Blogging for money isn't as hard as some jobs, but it's usually profitless

Blogging for money isn't as hard as some jobs, but it's usually profitless

(Image: WRI)

Like the vast majority of the 100 million bloggers in the world, I earn less than a dollar a day from my own blogs.

That’s an average figure. Some days I earn more, many less. But it currently averages out to about a dollar a day. Blogging for money is a terrible idea.

Blogging is about as profitable as subsistence farming

Half the world’s poor live on a dollar a day or less, and they make their money in more brutal and uncomfortable ways than those blogging for money.

Bloggers have to worry about:

  • Inconsistent traffic
  • Winner-takes-all competition
  • Unreliable monetization

The world’s poorest workers have to worry about:

  • Physical exhaustion
  • Hand-to-mouth employment
  • Physical violence
  • Deadly working conditions.

Many would be delighted to earn a dollar sitting at a Mac in their lunch hour, moaning about the blogosphere. So let’s be clear: I’m in no way equating bloggers’ hardship with the suffering of the truly poor.
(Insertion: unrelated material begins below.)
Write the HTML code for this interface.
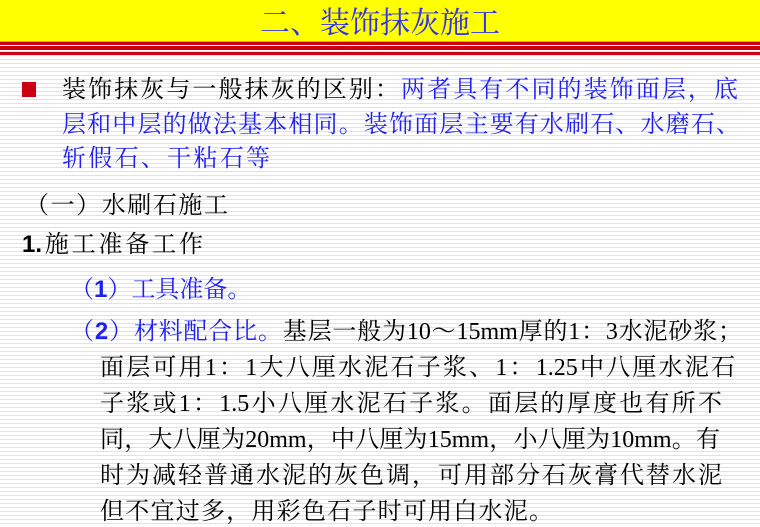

What interests me is why millions of well-off people would blog to earn as little as a labourer in a rice paddy?

Blogging for money is hard work

Many people blog to share their thoughts, not to earn money. This post isn’t about them. I’m talking about those hundreds of thousands of us who read Darren Rowse’s ProBlogger, who hope to make money from our blogs.

We write decent content, position and promote it, and still find blogging for money sucks. Why do we do it? Given the minimum wage in the US, UK, and Europe, blogging is about the worse way someone could try to make some extra money. Yet it’s perhaps the most discussed and attempted.

Most half-decent bloggers will have jobs paying 10-100 times more per hour than what their blog pays. If they’re blogging for money, why don’t they just work overtime or get a side job? Why are they content to be paid the same as a Somalian sharecropper?